[start Records for the exercise]

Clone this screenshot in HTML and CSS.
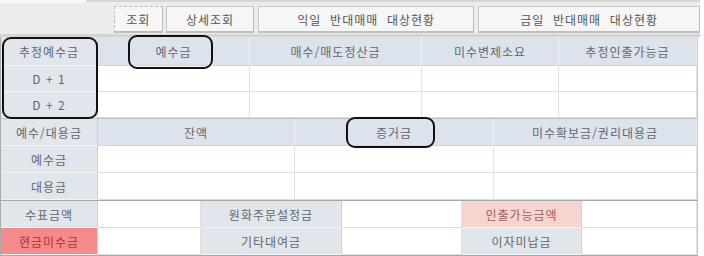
FILE: index.html
```html
<!DOCTYPE html>
<html lang="ko">
<head>
<meta charset="utf-8">
<link rel="stylesheet" href="styles.css">
</head>
<body>
<div class="page">
  <div class="topbar">
    <div class="tab"></div>
    <div class="btns">
      <div class="btn b1">조회</div>
      <div class="btn b2">상세조회</div>
      <div class="btn b3">익일 &nbsp;반대매매 &nbsp;대상현황</div>
      <div class="btn b4">금일 &nbsp;반대매매 &nbsp;대상현황</div>
    </div>
  </div>

  <div class="grid s1">
    <div class="c hd lab">추정예수금</div>
    <div class="c hd">예수금</div>
    <div class="c hd">매수/매도정산금</div>
    <div class="c hd">미수변제소요</div>
    <div class="c hd">추정인출가능금</div>
    <div class="c lab">D + 1</div>
    <div class="c v"></div><div class="c v"></div><div class="c v"></div><div class="c v"></div>
    <div class="c lab">D + 2</div>
    <div class="c v"></div><div class="c v"></div><div class="c v"></div><div class="c v"></div>
  </div>

  <div class="grid s2">
    <div class="c hd lab">예수/대용금</div>
    <div class="c hd">잔액</div>
    <div class="c hd">증거금</div>
    <div class="c hd">미수확보금/권리대용금</div>
    <div class="c lab">예수금</div>
    <div class="c v"></div><div class="c v"></div><div class="c v"></div>
    <div class="c lab">대용금</div>
    <div class="c v"></div><div class="c v"></div><div class="c v"></div>
  </div>

  <div class="grid s3">
    <div class="c lab">수표금액</div>
    <div class="c v"></div>
    <div class="c lab">원화주문설정금</div>
    <div class="c v"></div>
    <div class="c lab pink">인출가능금액</div>
    <div class="c v"></div>
    <div class="c lab red">현금미수금</div>
    <div class="c v"></div>
    <div class="c lab">기타대여금</div>
    <div class="c v"></div>
    <div class="c lab">이자미납금</div>
    <div class="c v"></div>
  </div>

  <div class="mark m1"></div>
  <div class="mark m2"></div>
  <div class="mark m3"></div>
</div>
</body>
</html>
```

FILE: styles.css
```css
* { box-sizing: border-box; }
html, body { margin: 0; padding: 0; background: #ffffff; }
body {
  font-family: "Noto Sans CJK KR", "Noto Sans", sans-serif;
  font-size: 12px;
  color: #62676e;
}
.page {
  position: relative;
  width: 704px;
  height: 256px;
  overflow: hidden;
}
.topbar {
  position: relative;
  height: 37px;
  width: 700px;
  background: #ececec;
  border-top: 2px solid #d6d6d6;
  border-bottom: 3px solid #d4d4d4;
}
.tab {
  position: absolute;
  left: 0;
  top: -2px;
  width: 86px;
  height: 3px;
  background: #f6f6f6;
}
.btns {
  display: flex;
  padding: 4px 0 0 114px;
  gap: 3px;
}
.btn {
  height: 27px;
  display: flex;
  align-items: center;
  justify-content: center;
  background: #f6f6f6;
  border: 1px solid #c9c9c9;
  border-right-color: #b9b9b9;
  border-bottom: 2px solid #bfbfbf;
  letter-spacing: 1px;
  color: #555555;
}
.b1 { width: 49px; border-style: dashed solid solid dashed; border-color: #bdbdbd; }
.b2 { width: 89px; }
.b3 { width: 217px; margin-left: 1px; }
.b4 { width: 223px; margin-left: 1px; }

.grid {
  display: grid;
  width: 698px;
  border-left: 1px solid #a9a9a9;
  border-right: 1px solid #c8c8c8;
}
.s1 {
  grid-template-columns: 97px 152px 172px 137px 138px;
  grid-template-rows: 29px 26px 26px;
  border-bottom: 1px solid #b8bec6;
}
.s2 {
  grid-template-columns: 97px 197px 199px 203px;
  grid-template-rows: 27px 27px 27px;
  border-bottom: 1px solid #a8a8a8;
}
.s3 {
  grid-template-columns: 97px 103px 141px 120px 120px 115px;
  grid-template-rows: 27px 27px;
  border-bottom: 1px solid #a8a8a8;
}
.c {
  display: flex;
  align-items: center;
  justify-content: center;
  border-right: 1px solid #e2e2e2;
  border-bottom: 1px solid #dedede;
  letter-spacing: 1px;
  white-space: nowrap;
}
.hd {
  background: #dde3ec;
  border-right: 1px solid #eef1f5;
  border-bottom: 1px solid #cfd5de;
}
.lab {
  background: #e1e5ec;
  border-right: 1px solid #ccd1d8;
  border-bottom: 1px solid #f2f4f7;
}
.v { background: #ffffff; }
.pink { background: #f6d5cf; color: #a0605a; }
.red { background: #f48a89; color: #b83030; }

.mark {
  position: absolute;
  border: 2.5px solid #111111;
  border-radius: 9px;
}
.m1 { left: 2px; top: 37px; width: 96px; height: 82px; }
.m2 { left: 128px; top: 35px; width: 85px; height: 34px; }
.m3 { left: 346px; top: 117px; width: 89px; height: 31px; }
```
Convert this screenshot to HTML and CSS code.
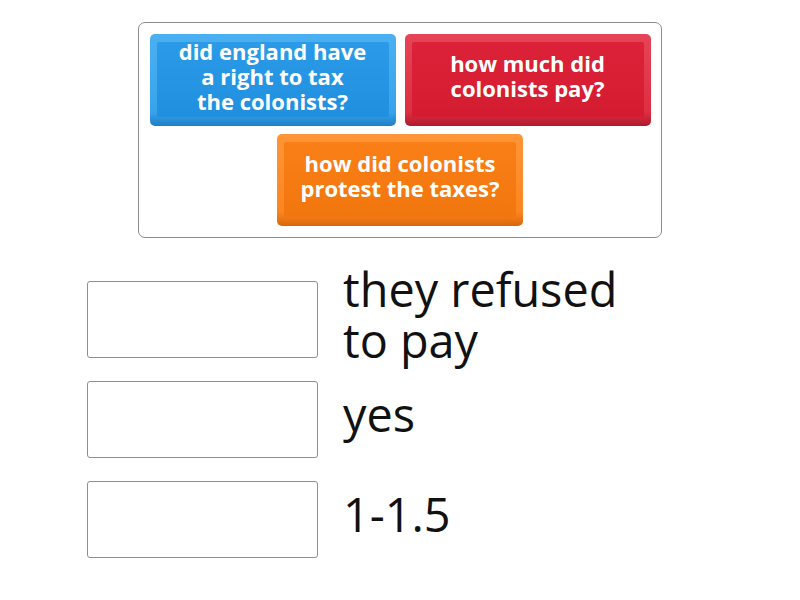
FILE: index.html
```html
<!DOCTYPE html>
<html>
<head>
<meta charset="utf-8">
<link rel="stylesheet" href="styles.css">
</head>
<body>
<div class="page">
  <div class="bank">
    <div class="tile blue"><div class="face">did england have<br>a right to tax<br>the colonists?</div></div>
    <div class="tile red"><div class="face">how much did<br>colonists pay?</div></div>
    <div class="tile orange"><div class="face">how did colonists<br>protest the taxes?</div></div>
  </div>
  <div class="rows">
    <div class="row"><div class="slot"></div><div class="answer">they refused<br>to pay</div></div>
    <div class="row"><div class="slot"></div><div class="answer">yes</div></div>
    <div class="row"><div class="slot"></div><div class="answer">1-1.5</div></div>
  </div>
</div>
</body>
</html>
```
FILE: styles.css
```css
html, body {
  margin: 0;
  padding: 0;
  background: #ffffff;
}
body {
  font-family: "Open Sans", "Liberation Sans", sans-serif;
  width: 800px;
  height: 600px;
  overflow: hidden;
}
.page {
  padding-top: 22px;
}
.bank {
  box-sizing: border-box;
  margin-left: 138px;
  width: 524px;
  height: 216px;
  border: 1px solid #8c8c8c;
  border-radius: 7px;
  padding: 11px 10px 10px 10px;
  display: flex;
  flex-wrap: wrap;
  justify-content: center;
  align-content: flex-start;
  gap: 8px 9px;
}
.tile {
  box-sizing: border-box;
  width: 246px;
  height: 92px;
  border-radius: 5px;
  padding: 8px 7px 9px 7px;
  display: flex;
}
.face {
  flex: 1;
  border-radius: 2px;
  display: flex;
  align-items: center;
  justify-content: center;
  text-align: center;
  color: #ffffff;
  font-weight: 700;
  font-size: 22px;
  line-height: 25px;
  padding-bottom: 7px;
  white-space: nowrap;
}
.blue {
  background: linear-gradient(#4bb0f2, #38a3ec 85%, #1f7fc4 100%);
}
.blue .face {
  background: linear-gradient(#2b9be8, #1f8fdf);
}
.red {
  background: linear-gradient(#e54557, #de2e43 85%, #b01a2c 100%);
}
.red .face {
  background: linear-gradient(#dc2238, #d41c31);
}
.orange {
  background: linear-gradient(#ff9536, #fb8520 85%, #d9660a 100%);
}
.orange .face {
  background: linear-gradient(#f97f16, #f2760e);
}
.rows {
  margin-top: 43px;
  margin-left: 87px;
  display: flex;
  flex-direction: column;
  gap: 23px;
}
.row {
  height: 77px;
  display: flex;
  align-items: center;
  gap: 25px;
}
.slot {
  box-sizing: border-box;
  width: 231px;
  height: 77px;
  border: 1px solid #8f8f8f;
  border-radius: 3px;
  background: #ffffff;
  flex: none;
}
.answer {
  font-size: 46.8px;
  line-height: 51px;
  padding-bottom: 10px;
  color: #111111;
  white-space: nowrap;
}
```
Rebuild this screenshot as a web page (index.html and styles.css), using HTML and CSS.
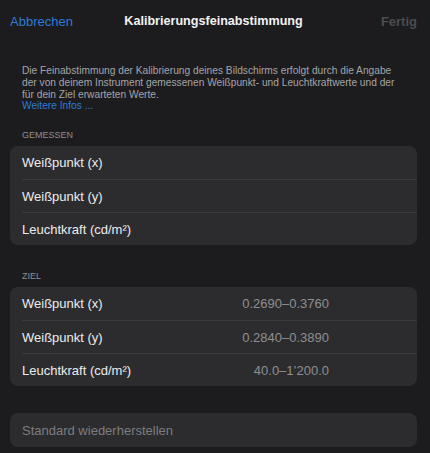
FILE: index.html
```html
<!DOCTYPE html>
<html lang="de">
<head>
<meta charset="utf-8">
<link rel="stylesheet" href="styles.css">
</head>
<body>
<div class="sheet">
  <header class="nav">
    <span class="nav-btn cancel">Abbrechen</span>
    <span class="nav-title">Kalibrierungsfeinabstimmung</span>
    <span class="nav-btn done">Fertig</span>
  </header>
  <p class="intro">Die Feinabstimmung der Kalibrierung deines Bildschirms erfolgt durch die Angabe<br>der von deinem Instrument gemessenen Weißpunkt- und Leuchtkraftwerte und der<br>für dein Ziel erwarteten Werte.<br><span class="link">Weitere Infos ...</span></p>

  <div class="section-label">GEMESSEN</div>
  <div class="card">
    <div class="row"><span class="label">Weißpunkt (x)</span></div>
    <div class="row"><span class="label">Weißpunkt (y)</span></div>
    <div class="row"><span class="label">Leuchtkraft (cd/m²)</span></div>
  </div>

  <div class="section-label ziel">ZIEL</div>
  <div class="card">
    <div class="row"><span class="label">Weißpunkt (x)</span><span class="value">0.2690–0.3760</span></div>
    <div class="row"><span class="label">Weißpunkt (y)</span><span class="value">0.2840–0.3890</span></div>
    <div class="row"><span class="label">Leuchtkraft (cd/m²)</span><span class="value">40.0–1’200.0</span></div>
  </div>

  <div class="card reset">
    <div class="row"><span class="label muted">Standard wiederherstellen</span></div>
  </div>
</div>
</body>
</html>
```
FILE: styles.css
```css
html, body {
  margin: 0;
  padding: 0;
  background: #1c1c1e;
}
body {
  font-family: "Liberation Sans", Arial, sans-serif;
  color: #ececee;
  width: 430px;
  height: 453px;
  overflow: hidden;
}
.sheet {
  padding: 0 13px 0 10px;
}
.nav {
  height: 42px;
  display: flex;
  align-items: center;
  justify-content: space-between;
}
.nav-btn {
  font-size: 13px;
  width: 80px;
}
.cancel {
  color: #2d7bd6;
}
.done {
  color: #4c4c50;
  text-align: right;
  font-weight: bold;
}
.nav-title {
  font-size: 12.6px;
  font-weight: bold;
  color: #f2f2f4;
}
.intro {
  margin: 23px 0 0 12px;
  font-size: 10.2px;
  line-height: 11.8px;
  color: #a4a4a8;
}
.link {
  color: #2d7bd6;
}
.section-label {
  margin: 18px 0 0 12px;
  font-size: 9px;
  line-height: 11px;
  color: #8e8e93;
  height: 11px;
}
.section-label.ziel {
  margin-top: 26px;
}
.card {
  margin-top: 5px;
  background: #2c2c2e;
  border-radius: 8px;
  overflow: hidden;
}
.row {
  height: 33px;
  margin-left: 12px;
  display: flex;
  align-items: center;
  justify-content: space-between;
  border-top: 1px solid #3a3a3c;
  box-sizing: border-box;
}
.row:first-child {
  border-top: none;
}
.label {
  font-size: 13px;
}
.value {
  font-size: 13px;
  color: #8e8e93;
  padding-right: 88px;
}
.reset {
  margin-top: 27px;
}
.reset .row {
  height: 34px;
}
.muted {
  color: #7c7c80;
}
```
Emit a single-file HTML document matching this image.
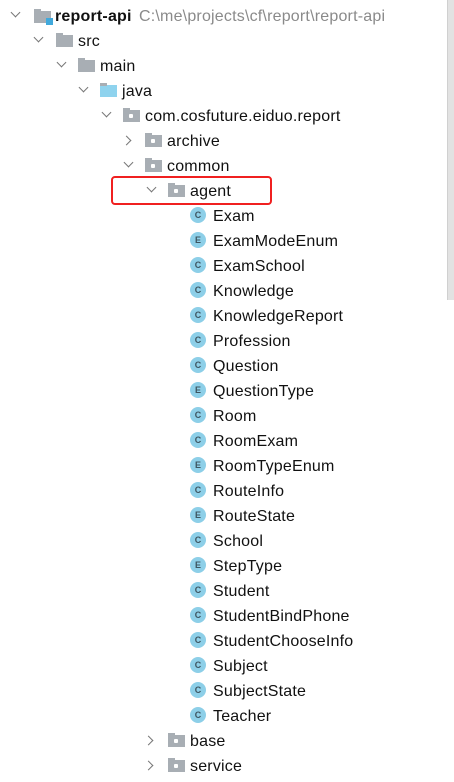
<!DOCTYPE html>
<html><head><meta charset="utf-8"><style>
body{margin:0;width:454px;height:782px;background:#fff;overflow:hidden;position:relative;font-family:"Liberation Sans","Noto Sans CJK SC",sans-serif;font-size:16px;color:#111}
.r{position:absolute;height:25px;line-height:27px;white-space:nowrap}
.t{position:absolute;letter-spacing:0.2px}
.chev{position:absolute;width:6px;height:6px;border-right:1.5px solid #777;border-bottom:1.5px solid #777}
.down{transform:rotate(45deg)}
.right{transform:rotate(-45deg)}
.fold{position:absolute;width:17px;height:12px;background:#a8aeb4;top:7px}
.fold:before{content:"";position:absolute;left:0;top:-2px;width:7px;height:3px;background:#a8aeb4}
.dot{position:absolute;left:6px;top:4px;width:4px;height:4px;background:#fff;border-radius:1px}
.ci{position:absolute;width:16px;height:16px;border-radius:50%;background:#8dcfe8;top:4px;font-size:9px;font-weight:bold;color:#3d5560;text-align:center;line-height:16px;letter-spacing:0}
</style></head><body>
<div style="position:absolute;left:447px;top:0;width:7px;height:300px;background:#e2e2e2;border-left:1px solid #d0d0d0"></div>
<div class="r" style="top:3px;left:0;width:440px">
<span class="chev down" style="left:12px;top:6px"></span>
<span class="fold" style="left:34px;top:8px"></span><span style="position:absolute;left:46px;top:15px;width:7px;height:7px;background:#40a9dc"></span>
<span class="t" style="left:55px;font-weight:bold">report-api</span>
<span class="t" style="left:139px;color:#8a8a8a">C:\me\projects\cf\report\report-api</span>
</div>
<div class="r" style="top:28px;left:0"><span class="chev down" style="left:35px;top:6px"></span><span class="fold" style="left:56px"></span><span class="t" style="left:78px">src</span></div>
<div class="r" style="top:53px;left:0"><span class="chev down" style="left:58px;top:6px"></span><span class="fold" style="left:78px"></span><span class="t" style="left:100px">main</span></div>
<div class="r" style="top:78px;left:0"><span class="chev down" style="left:80px;top:6px"></span><span class="fold" style="left:100px;background:#8fd3ee"></span><span class="t" style="left:122px">java</span></div>
<div class="r" style="top:103px;left:0"><span class="chev down" style="left:103px;top:6px"></span><span class="fold" style="left:123px"><span class="dot"></span></span><span class="t" style="left:145px">com.cosfuture.eiduo.report</span></div>
<div class="r" style="top:128px;left:0"><span class="chev right" style="left:123px;top:9px"></span><span class="fold" style="left:145px"><span class="dot"></span></span><span class="t" style="left:167px">archive</span></div>
<div class="r" style="top:153px;left:0"><span class="chev down" style="left:125px;top:6px"></span><span class="fold" style="left:145px"><span class="dot"></span></span><span class="t" style="left:167px">common</span></div>
<div class="r" style="top:178px;left:0"><span class="chev down" style="left:148px;top:6px"></span><span class="fold" style="left:168px"><span class="dot"></span></span><span class="t" style="left:190px">agent</span></div>
<div style="position:absolute;left:111px;top:176px;width:157px;height:25px;border:2.5px solid #f02020;border-radius:4px"></div>
<div class="r" style="top:728px;left:0"><span class="chev right" style="left:145px;top:9px"></span><span class="fold" style="left:168px"><span class="dot"></span></span><span class="t" style="left:190px">base</span></div>
<div class="r" style="top:753px;left:0"><span class="chev right" style="left:145px;top:9px"></span><span class="fold" style="left:168px"><span class="dot"></span></span><span class="t" style="left:190px">service</span></div>
<div class="r" style="top:203px"><span class="ci" style="left:190px">C</span><span class="t" style="left:213px">Exam</span></div>
<div class="r" style="top:228px"><span class="ci" style="left:190px">E</span><span class="t" style="left:213px">ExamModeEnum</span></div>
<div class="r" style="top:253px"><span class="ci" style="left:190px">C</span><span class="t" style="left:213px">ExamSchool</span></div>
<div class="r" style="top:278px"><span class="ci" style="left:190px">C</span><span class="t" style="left:213px">Knowledge</span></div>
<div class="r" style="top:303px"><span class="ci" style="left:190px">C</span><span class="t" style="left:213px">KnowledgeReport</span></div>
<div class="r" style="top:328px"><span class="ci" style="left:190px">C</span><span class="t" style="left:213px">Profession</span></div>
<div class="r" style="top:353px"><span class="ci" style="left:190px">C</span><span class="t" style="left:213px">Question</span></div>
<div class="r" style="top:378px"><span class="ci" style="left:190px">E</span><span class="t" style="left:213px">QuestionType</span></div>
<div class="r" style="top:403px"><span class="ci" style="left:190px">C</span><span class="t" style="left:213px">Room</span></div>
<div class="r" style="top:428px"><span class="ci" style="left:190px">C</span><span class="t" style="left:213px">RoomExam</span></div>
<div class="r" style="top:453px"><span class="ci" style="left:190px">E</span><span class="t" style="left:213px">RoomTypeEnum</span></div>
<div class="r" style="top:478px"><span class="ci" style="left:190px">C</span><span class="t" style="left:213px">RouteInfo</span></div>
<div class="r" style="top:503px"><span class="ci" style="left:190px">E</span><span class="t" style="left:213px">RouteState</span></div>
<div class="r" style="top:528px"><span class="ci" style="left:190px">C</span><span class="t" style="left:213px">School</span></div>
<div class="r" style="top:553px"><span class="ci" style="left:190px">E</span><span class="t" style="left:213px">StepType</span></div>
<div class="r" style="top:578px"><span class="ci" style="left:190px">C</span><span class="t" style="left:213px">Student</span></div>
<div class="r" style="top:603px"><span class="ci" style="left:190px">C</span><span class="t" style="left:213px">StudentBindPhone</span></div>
<div class="r" style="top:628px"><span class="ci" style="left:190px">C</span><span class="t" style="left:213px">StudentChooseInfo</span></div>
<div class="r" style="top:653px"><span class="ci" style="left:190px">C</span><span class="t" style="left:213px">Subject</span></div>
<div class="r" style="top:678px"><span class="ci" style="left:190px">C</span><span class="t" style="left:213px">SubjectState</span></div>
<div class="r" style="top:703px"><span class="ci" style="left:190px">C</span><span class="t" style="left:213px">Teacher</span></div>
</body></html>
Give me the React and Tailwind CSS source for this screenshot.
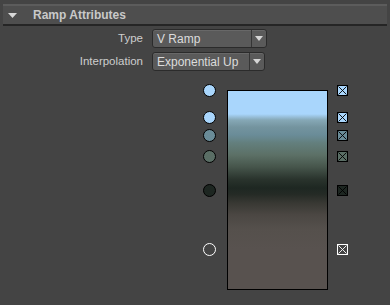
import React from "react";

const keys = [
  { y: 89.5, color: "#a9d6fc" },
  { y: 116, color: "#a9d6fc" },
  { y: 134, color: "#6a8c98" },
  { y: 155, color: "#5a6e65" },
  { y: 189.5, color: "#1d2621" },
  { y: 248.5, color: "#444444", selected: true },
];

const TOP = 82;

function Dropdown({ label, width }) {
  return (
    <div
      className="flex h-[19px] rounded-[3px] border border-[#2b2b2b] bg-[#5a5a5a] shadow-[inset_0_1px_0_#686868]"
      style={{ width }}
    >
      <div className="flex-1 flex items-center pl-[4px] text-[12px] text-[#dcdcdc] leading-none">
        {label}
      </div>
      <div className="w-[15px] border-l border-[#353535] flex items-center justify-center">
        <svg width="8" height="5" viewBox="0 0 8 5">
          <path d="M0 0H8L4 5Z" fill="#d6d6d6" />
        </svg>
      </div>
    </div>
  );
}

export default function App() {
  return (
    <div
      className="w-[390px] h-[305px] bg-[#444444] pt-[4px] overflow-hidden"
      style={{ fontFamily: '"Liberation Sans", Arial, sans-serif' }}
    >
      {/* Header */}
      <div className="ml-[3px] w-[384px] h-[22px] border-t-2 border-t-[#5c5c5c] border-b-2 border-b-[#252525] bg-[#4e4e4e] flex items-center">
        <svg className="ml-[5px]" width="9" height="5" viewBox="0 0 9 5">
          <path d="M0 0H9L4.5 5Z" fill="#d8d8d8" />
        </svg>
        <span className="ml-[16px] text-[12px] font-bold text-[#c9c9c9] leading-none">
          Ramp Attributes
        </span>
      </div>

      {/* Form rows */}
      <div className="mt-[3px] flex flex-col gap-[4px]">
        <div className="flex items-center">
          <div className="w-[143px] text-right text-[11.5px] text-[#cdcdcd]">Type</div>
          <div className="ml-[9px]">
            <Dropdown label="V Ramp" width={115} />
          </div>
        </div>
        <div className="flex items-center">
          <div className="w-[143px] text-right text-[11.5px] text-[#cdcdcd]">Interpolation</div>
          <div className="ml-[9px]">
            <Dropdown label="Exponential Up" width={113} />
          </div>
        </div>
      </div>

      {/* Ramp */}
      <div className="mt-[12px] flex h-[214px]">
        <div className="relative ml-[203px] w-[13px]">
          {keys.map((k, i) => (
            <div
              key={i}
              className={`absolute left-0 w-[13px] h-[13px] rounded-full border ${
                k.selected ? "border-white" : "border-black"
              }`}
              style={{ top: k.y - TOP - 6.5, background: k.color }}
            />
          ))}
        </div>
        <div className="ml-[11px] mt-[7px] w-[101px] h-[200px] border border-black bg-[linear-gradient(to_bottom,#a9d6fc_0px,#a9d6fc_23px,#86a8b6_29px,#74949f_36px,#6a8c98_44px,#637f7d_52px,#5c7066_64px,#46554b_76px,#2a342d_88px,#1e2722_97px,#242a25_103px,#383833_112px,#4b4743_124px,#55504c_138px,#58524f_158px,#58524f_198px)]" />
        <div className="relative ml-[9px] w-[11px]">
          {keys.map((k, i) => (
            <svg
              key={i}
              className="absolute left-0"
              style={{ top: k.y - TOP - 5.5 }}
              width="11"
              height="11"
              viewBox="0 0 11 11"
            >
              <rect
                x="0.5"
                y="0.5"
                width="10"
                height="10"
                fill={k.color}
                stroke={k.selected ? "#ffffff" : "#000000"}
              />
              <path
                d="M1.5 1.5L9.5 9.5M9.5 1.5L1.5 9.5"
                stroke={k.selected ? "#ffffff" : "#000000"}
                strokeWidth="0.9"
              />
            </svg>
          ))}
        </div>
      </div>
    </div>
  );
}
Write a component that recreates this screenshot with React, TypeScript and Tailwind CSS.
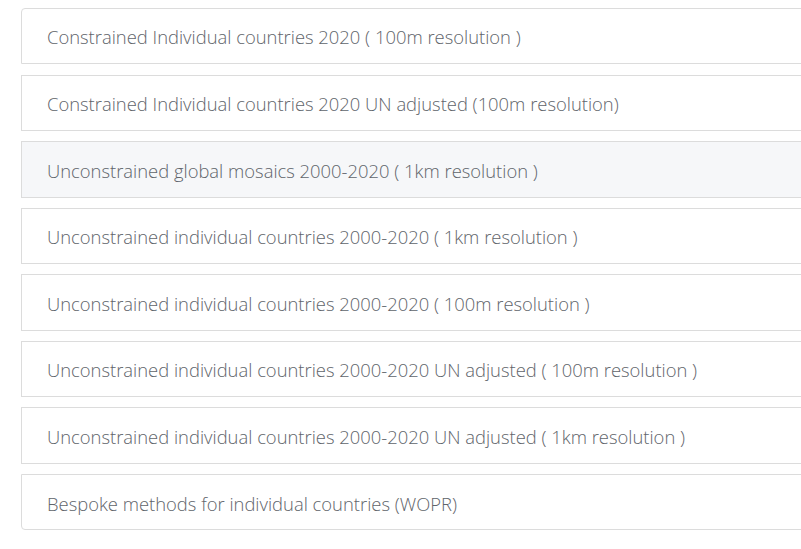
import React from "react";

const items = [
  "Constrained Individual countries 2020 ( 100m resolution )",
  "Constrained Individual countries 2020 UN adjusted (100m resolution)",
  "Unconstrained global mosaics 2000-2020 ( 1km resolution )",
  "Unconstrained individual countries 2000-2020 ( 1km resolution )",
  "Unconstrained individual countries 2000-2020 ( 100m resolution )",
  "Unconstrained individual countries 2000-2020 UN adjusted ( 100m resolution )",
  "Unconstrained individual countries 2000-2020 UN adjusted ( 1km resolution )",
  "Bespoke methods for individual countries (WOPR)",
];

export default function App() {
  return (
    <div className="w-[801px] h-[549px] overflow-hidden bg-white pt-[8px] pl-[21px]" style={{ fontFamily: '"Open Sans", "Noto Sans", sans-serif' }}>
      <div className="flex flex-col gap-[10.2px] w-[820px]">
        {items.map((t, i) => (
          <div
            key={i}
            className={`h-[56.4px] flex items-center pl-[25px] border border-[#dcdcdc] text-[18.4px] font-light text-[#5f656b] ${i === 2 ? "bg-[#f6f7f9]" : "bg-white"} ${i === 0 ? "rounded-t-[4px]" : ""} ${i === items.length - 1 ? "rounded-b-[4px]" : ""}`}
          >
            <span className="leading-none pt-[3px]">{t}</span>
          </div>
        ))}
      </div>
    </div>
  );
}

[end Records for the exercise]

**What the exercise asks**
In the material above, find each line that contains the word "React", and select it.

**Completed exercise**
Give me the React and Tailwind CSS source for this screenshot.
import React from "react";
Write a component that recreates this screenshot with React, TypeScript and Tailwind CSS.
import React from "react";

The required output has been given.